Stored data:

▼▼▼

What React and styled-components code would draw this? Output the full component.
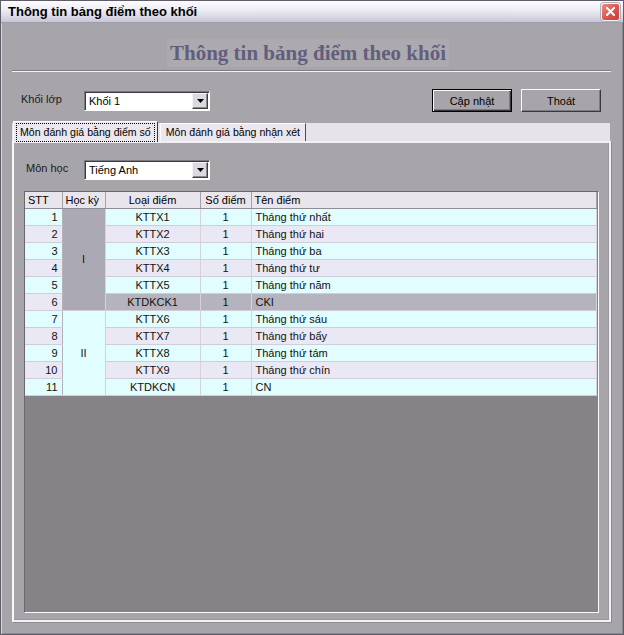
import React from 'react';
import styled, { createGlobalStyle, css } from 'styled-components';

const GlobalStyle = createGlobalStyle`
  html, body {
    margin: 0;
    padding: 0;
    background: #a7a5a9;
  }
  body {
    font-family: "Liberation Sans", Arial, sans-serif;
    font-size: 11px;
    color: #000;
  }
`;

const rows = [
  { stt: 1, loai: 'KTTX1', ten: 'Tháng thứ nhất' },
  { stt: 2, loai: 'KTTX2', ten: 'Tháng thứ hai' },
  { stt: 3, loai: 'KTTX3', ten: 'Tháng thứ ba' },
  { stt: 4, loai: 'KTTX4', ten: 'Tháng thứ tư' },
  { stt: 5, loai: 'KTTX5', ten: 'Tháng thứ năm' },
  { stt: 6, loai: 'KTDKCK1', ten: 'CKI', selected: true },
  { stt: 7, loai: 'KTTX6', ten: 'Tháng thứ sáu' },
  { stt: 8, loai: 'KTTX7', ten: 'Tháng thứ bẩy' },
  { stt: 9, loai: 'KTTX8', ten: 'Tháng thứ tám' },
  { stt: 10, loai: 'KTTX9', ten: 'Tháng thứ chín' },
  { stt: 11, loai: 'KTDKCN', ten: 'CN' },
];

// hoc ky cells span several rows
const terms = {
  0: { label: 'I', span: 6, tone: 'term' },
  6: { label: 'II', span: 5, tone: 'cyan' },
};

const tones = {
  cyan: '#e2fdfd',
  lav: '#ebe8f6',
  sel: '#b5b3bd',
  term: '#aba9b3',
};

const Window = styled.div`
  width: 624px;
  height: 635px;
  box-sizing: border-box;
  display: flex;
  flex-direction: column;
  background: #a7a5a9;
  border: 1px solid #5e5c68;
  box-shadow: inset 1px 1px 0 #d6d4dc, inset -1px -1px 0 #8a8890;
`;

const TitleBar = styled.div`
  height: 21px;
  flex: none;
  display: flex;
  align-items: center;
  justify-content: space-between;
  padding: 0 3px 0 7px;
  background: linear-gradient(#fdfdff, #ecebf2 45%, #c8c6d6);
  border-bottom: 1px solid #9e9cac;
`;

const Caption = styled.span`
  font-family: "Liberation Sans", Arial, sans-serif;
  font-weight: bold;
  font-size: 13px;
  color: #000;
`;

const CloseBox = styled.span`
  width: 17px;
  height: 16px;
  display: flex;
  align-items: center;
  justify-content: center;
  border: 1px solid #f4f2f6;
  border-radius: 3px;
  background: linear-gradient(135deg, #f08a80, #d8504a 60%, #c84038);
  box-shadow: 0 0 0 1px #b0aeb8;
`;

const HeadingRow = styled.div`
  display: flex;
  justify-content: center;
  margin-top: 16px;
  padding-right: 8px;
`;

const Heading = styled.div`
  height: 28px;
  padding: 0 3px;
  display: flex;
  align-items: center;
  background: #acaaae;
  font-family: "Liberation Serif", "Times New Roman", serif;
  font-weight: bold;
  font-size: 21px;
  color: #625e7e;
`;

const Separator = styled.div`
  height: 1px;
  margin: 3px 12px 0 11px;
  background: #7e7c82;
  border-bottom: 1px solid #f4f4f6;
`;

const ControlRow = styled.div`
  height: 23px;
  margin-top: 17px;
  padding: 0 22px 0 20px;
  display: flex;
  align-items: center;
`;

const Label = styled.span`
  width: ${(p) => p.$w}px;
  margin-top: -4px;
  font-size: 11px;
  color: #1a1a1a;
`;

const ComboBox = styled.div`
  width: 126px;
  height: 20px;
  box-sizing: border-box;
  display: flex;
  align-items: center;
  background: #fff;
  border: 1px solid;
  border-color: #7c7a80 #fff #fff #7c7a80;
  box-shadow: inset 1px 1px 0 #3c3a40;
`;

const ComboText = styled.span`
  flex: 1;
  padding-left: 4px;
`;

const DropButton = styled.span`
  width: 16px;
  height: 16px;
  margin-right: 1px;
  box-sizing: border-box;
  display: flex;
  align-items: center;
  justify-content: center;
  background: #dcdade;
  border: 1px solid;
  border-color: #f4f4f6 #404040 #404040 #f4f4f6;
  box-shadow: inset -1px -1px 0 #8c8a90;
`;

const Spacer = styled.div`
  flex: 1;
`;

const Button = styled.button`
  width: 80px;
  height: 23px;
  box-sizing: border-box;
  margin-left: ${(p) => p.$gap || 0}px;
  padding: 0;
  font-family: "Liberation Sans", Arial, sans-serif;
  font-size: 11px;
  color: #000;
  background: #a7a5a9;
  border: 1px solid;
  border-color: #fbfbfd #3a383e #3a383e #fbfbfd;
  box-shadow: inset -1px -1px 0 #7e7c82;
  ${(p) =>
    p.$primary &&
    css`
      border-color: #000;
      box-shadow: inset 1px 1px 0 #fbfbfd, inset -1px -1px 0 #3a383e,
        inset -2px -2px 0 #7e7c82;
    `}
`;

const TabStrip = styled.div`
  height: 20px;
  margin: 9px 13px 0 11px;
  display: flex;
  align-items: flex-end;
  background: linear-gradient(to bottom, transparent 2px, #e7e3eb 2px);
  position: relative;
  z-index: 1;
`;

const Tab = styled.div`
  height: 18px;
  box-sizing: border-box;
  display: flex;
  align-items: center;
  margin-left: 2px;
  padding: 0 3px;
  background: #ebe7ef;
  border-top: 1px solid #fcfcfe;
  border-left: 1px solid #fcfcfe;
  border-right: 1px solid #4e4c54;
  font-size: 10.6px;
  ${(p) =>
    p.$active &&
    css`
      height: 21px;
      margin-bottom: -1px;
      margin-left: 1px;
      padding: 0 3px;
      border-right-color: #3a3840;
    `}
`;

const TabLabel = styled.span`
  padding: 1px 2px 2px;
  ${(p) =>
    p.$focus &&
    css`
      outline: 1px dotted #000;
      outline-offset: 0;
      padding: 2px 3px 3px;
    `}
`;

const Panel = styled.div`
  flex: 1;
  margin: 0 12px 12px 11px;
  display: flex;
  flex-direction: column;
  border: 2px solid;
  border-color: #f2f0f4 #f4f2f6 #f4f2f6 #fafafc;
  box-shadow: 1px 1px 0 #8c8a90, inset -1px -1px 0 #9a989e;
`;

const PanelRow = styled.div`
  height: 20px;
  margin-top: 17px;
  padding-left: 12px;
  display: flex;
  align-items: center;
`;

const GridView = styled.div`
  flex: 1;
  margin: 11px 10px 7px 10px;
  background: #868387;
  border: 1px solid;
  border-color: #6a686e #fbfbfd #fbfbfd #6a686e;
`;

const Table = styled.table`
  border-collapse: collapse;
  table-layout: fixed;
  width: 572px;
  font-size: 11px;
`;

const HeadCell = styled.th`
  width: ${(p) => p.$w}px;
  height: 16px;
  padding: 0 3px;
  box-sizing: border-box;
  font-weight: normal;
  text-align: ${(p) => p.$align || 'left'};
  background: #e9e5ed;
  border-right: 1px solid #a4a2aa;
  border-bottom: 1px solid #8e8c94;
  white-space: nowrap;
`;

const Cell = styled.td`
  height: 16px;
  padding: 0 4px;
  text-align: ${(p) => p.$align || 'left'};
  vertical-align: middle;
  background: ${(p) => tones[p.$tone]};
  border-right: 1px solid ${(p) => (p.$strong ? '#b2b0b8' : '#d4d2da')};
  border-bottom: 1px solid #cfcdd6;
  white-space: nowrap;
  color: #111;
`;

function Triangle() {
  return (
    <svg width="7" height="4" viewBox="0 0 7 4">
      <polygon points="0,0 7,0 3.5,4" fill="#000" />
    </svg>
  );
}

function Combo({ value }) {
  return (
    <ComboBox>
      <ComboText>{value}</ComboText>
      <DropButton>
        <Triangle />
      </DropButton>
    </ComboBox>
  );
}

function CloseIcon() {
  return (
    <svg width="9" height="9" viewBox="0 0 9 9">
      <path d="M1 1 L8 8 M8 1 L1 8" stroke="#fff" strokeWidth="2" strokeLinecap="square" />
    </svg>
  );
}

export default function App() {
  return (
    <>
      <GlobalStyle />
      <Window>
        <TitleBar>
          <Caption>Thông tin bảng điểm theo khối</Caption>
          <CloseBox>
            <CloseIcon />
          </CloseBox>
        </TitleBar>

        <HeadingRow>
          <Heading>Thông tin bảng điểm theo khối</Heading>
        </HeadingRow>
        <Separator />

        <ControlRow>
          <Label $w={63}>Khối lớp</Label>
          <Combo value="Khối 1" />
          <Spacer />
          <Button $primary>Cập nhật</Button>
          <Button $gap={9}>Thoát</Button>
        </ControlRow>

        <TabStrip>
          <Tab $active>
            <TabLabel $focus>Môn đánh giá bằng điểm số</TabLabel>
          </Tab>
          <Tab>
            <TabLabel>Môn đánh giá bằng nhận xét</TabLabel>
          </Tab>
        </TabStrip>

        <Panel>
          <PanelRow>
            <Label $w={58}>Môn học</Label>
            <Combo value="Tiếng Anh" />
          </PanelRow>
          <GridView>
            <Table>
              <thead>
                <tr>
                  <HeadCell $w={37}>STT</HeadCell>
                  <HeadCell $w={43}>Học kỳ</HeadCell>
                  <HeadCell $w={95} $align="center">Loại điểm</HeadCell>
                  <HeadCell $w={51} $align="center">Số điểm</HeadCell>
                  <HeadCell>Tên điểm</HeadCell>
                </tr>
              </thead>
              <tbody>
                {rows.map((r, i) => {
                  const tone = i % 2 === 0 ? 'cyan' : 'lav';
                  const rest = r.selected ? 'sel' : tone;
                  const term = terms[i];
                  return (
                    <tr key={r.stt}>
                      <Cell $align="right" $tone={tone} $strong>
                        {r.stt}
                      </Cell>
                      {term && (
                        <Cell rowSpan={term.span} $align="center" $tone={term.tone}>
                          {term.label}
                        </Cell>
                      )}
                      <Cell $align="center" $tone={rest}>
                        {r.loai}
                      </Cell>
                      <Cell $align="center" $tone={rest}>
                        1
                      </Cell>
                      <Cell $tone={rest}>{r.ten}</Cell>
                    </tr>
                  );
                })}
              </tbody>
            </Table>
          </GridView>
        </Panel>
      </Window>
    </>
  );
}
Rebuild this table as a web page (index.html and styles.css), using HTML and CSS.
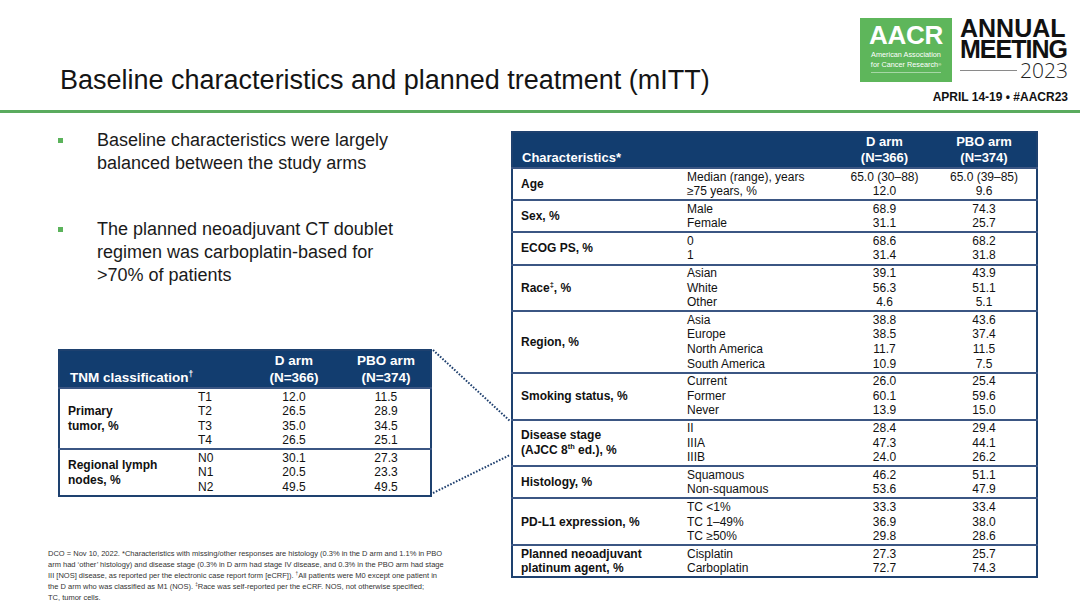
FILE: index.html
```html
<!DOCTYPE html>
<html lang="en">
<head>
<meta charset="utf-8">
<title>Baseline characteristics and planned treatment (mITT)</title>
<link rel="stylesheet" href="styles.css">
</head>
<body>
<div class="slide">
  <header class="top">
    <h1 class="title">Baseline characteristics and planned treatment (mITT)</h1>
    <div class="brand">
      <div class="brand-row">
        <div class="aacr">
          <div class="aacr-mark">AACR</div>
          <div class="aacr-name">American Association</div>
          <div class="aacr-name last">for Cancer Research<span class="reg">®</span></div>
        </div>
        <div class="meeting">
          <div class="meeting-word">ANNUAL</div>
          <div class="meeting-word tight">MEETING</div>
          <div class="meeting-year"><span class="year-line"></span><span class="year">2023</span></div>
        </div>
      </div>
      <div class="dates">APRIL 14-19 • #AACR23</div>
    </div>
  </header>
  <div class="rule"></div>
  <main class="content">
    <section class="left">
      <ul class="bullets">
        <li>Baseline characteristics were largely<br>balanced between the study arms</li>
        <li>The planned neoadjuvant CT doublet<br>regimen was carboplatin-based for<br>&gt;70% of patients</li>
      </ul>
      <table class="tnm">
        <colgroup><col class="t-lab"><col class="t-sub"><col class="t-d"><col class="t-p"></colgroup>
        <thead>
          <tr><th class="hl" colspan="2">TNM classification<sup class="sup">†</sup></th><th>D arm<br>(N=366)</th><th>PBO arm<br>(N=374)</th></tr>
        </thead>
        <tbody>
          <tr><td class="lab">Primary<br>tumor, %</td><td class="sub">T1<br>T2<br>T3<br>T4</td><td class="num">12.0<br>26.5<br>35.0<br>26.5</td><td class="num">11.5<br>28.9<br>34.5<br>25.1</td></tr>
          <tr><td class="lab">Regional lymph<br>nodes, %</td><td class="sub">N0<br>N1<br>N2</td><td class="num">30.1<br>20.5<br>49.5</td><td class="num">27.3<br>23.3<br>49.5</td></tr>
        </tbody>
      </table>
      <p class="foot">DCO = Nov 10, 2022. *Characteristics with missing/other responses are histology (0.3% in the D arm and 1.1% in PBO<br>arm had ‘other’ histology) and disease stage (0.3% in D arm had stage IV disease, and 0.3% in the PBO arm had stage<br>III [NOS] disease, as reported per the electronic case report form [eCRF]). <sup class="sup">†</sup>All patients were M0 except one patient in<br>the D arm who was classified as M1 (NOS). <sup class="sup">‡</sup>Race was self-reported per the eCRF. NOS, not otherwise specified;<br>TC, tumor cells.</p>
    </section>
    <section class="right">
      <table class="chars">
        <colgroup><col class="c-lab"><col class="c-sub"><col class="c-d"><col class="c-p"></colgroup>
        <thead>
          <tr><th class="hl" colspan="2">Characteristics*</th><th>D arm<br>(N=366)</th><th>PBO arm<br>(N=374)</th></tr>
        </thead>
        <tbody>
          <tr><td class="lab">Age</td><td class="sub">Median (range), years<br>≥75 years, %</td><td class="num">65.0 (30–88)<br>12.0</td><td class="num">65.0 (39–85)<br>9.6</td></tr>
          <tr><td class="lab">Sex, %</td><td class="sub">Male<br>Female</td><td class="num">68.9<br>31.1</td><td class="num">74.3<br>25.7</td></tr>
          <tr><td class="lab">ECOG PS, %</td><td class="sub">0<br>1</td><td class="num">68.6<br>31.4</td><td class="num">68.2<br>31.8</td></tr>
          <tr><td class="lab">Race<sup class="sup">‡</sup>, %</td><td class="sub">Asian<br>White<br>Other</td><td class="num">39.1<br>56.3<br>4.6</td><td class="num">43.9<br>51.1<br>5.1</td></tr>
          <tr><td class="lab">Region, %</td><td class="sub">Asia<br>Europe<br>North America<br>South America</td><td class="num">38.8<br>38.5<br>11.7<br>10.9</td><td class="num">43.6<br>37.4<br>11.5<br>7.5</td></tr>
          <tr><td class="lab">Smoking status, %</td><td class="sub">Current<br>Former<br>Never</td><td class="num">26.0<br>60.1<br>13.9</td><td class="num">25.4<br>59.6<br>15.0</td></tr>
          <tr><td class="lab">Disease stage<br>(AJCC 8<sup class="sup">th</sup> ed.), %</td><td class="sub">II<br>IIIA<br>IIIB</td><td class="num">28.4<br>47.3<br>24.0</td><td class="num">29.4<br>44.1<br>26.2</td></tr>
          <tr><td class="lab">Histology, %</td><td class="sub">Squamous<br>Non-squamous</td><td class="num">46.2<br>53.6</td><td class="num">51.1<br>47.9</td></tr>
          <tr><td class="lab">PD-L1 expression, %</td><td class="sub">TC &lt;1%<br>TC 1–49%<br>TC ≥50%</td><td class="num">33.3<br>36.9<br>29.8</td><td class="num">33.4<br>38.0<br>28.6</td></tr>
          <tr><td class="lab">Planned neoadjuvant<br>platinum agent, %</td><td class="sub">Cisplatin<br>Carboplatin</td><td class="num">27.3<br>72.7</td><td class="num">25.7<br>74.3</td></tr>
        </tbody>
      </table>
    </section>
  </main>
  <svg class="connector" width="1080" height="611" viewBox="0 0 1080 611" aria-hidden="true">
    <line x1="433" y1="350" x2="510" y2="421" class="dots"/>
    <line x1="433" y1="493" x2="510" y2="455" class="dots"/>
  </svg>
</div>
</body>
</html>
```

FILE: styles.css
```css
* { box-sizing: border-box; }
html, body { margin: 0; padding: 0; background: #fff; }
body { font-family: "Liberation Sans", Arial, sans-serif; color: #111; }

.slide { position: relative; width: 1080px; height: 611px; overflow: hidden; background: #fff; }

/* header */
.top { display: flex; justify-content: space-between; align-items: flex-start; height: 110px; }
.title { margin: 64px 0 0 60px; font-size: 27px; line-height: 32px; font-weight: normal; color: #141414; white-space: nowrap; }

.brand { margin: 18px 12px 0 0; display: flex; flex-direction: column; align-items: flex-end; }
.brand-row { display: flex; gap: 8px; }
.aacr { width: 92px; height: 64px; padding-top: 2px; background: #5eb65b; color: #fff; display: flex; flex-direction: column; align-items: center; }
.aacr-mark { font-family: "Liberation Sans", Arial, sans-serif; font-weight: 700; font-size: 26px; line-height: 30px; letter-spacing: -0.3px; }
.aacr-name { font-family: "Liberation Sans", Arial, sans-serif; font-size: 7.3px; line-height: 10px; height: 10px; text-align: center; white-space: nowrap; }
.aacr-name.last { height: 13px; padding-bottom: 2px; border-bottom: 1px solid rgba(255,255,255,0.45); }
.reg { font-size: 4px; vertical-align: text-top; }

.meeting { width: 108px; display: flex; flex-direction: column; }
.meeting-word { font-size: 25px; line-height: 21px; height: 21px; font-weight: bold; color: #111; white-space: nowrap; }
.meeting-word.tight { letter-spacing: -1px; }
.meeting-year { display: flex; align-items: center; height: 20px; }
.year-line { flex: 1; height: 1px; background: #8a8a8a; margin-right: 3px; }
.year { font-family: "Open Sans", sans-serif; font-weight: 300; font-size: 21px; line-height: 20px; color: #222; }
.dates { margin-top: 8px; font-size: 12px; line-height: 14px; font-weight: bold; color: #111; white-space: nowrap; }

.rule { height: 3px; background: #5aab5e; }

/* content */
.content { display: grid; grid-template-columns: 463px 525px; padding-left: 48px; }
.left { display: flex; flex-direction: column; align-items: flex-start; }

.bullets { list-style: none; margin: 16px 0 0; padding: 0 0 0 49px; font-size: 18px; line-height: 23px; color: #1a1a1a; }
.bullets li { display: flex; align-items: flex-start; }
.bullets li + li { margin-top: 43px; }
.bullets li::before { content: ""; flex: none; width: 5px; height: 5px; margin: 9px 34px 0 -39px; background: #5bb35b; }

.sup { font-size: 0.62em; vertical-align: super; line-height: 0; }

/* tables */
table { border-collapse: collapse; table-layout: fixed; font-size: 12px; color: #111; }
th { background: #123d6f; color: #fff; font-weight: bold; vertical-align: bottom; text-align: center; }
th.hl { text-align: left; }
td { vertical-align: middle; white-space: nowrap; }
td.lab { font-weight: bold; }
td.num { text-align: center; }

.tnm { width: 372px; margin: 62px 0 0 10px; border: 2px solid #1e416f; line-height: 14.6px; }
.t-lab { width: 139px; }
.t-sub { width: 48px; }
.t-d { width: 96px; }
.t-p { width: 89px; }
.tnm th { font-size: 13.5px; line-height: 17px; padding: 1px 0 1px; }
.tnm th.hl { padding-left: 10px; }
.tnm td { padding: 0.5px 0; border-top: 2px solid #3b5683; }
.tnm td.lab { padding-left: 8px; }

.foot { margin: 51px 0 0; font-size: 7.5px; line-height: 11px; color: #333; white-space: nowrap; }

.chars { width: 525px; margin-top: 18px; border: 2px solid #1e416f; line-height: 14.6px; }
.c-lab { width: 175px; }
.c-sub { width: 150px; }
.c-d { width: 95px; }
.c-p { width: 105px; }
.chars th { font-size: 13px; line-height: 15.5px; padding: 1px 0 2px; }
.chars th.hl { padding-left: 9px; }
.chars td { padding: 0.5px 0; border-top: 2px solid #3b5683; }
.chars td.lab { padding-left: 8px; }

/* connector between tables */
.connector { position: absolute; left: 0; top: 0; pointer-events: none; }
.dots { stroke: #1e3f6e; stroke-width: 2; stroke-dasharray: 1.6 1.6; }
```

▲▲▲

STATED PROBLEM: Only lines holding the string "React" are wanted; gather each one from the entries above.

IN RESPONSE:
What React and styled-components code would draw this? Output the full component.
import React from 'react';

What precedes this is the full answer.